The use of diesel engine has been increasing in agricultural and industrial applications. The unfavorable diesel smoke, however, discourage the wide-spread use due to health hazards. The smoke also limits the maximum power output. Reduction of diesel smoke by adaptive control was the ultimate goal of this research. The objective of this study was to find an empirical model of diesel engine transfer function for control purpose. With an assumption of linear diesel operation in a limited region, the linear theory was adopted. Since a smoke problem generally appears during unsteady operation, fuel metering rate was selected as an input variable. Binary input signals (pseudo-random binary sequence and multi-frequency binary sequence) were selected as input signals.
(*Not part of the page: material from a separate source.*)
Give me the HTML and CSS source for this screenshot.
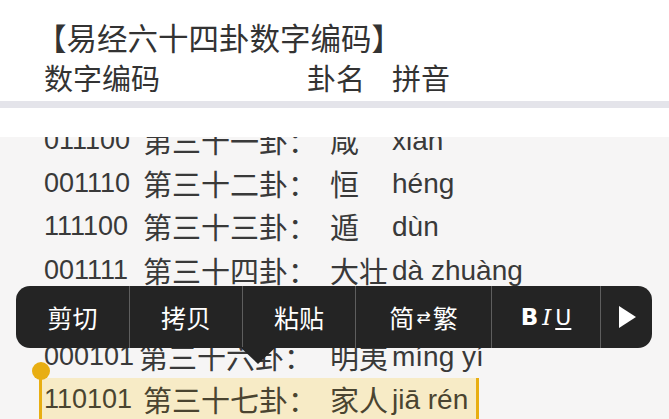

Step input signal was also used for transient study of smoke production. The system identification method using binary signals was tested by computer simulation before applying it to the engine experiment.; An engine control and monitoring package was developed using an 8088 based personal computer. This package included a host computer, a multipurpose interface board for signal processing, a fuel metering valve perturbing mechanism with a modified fuel metering pump, an in-line smoke opacity meter, and an operating software written in C and Assembly languages. Temperatures at various engine locations and air/fuel flow were also measured. The spectral analysis was implemented to find the frequency response of system for the pseudo-random binary signal. The multi-frequency binary input and the output signals were Fourier transformed. The resulting frequency domain signals were plotted on Bode plot and postulated transfer functions were fitted using the Box nonlinear optimization procedure.; The higher order of transfer function between smoke opacity and fuel metering rate was obtained for 9 operating points. These models can be utilized in development of an electronic injection pump for the reducing smoke level and increasing fuel economy. With sufficiently fast computation, on-line identification might be possible and adaptive control of fuel metering could be implemented. Adaptive control with on-line identification and appropriate sensors leads to an integrated engine management system.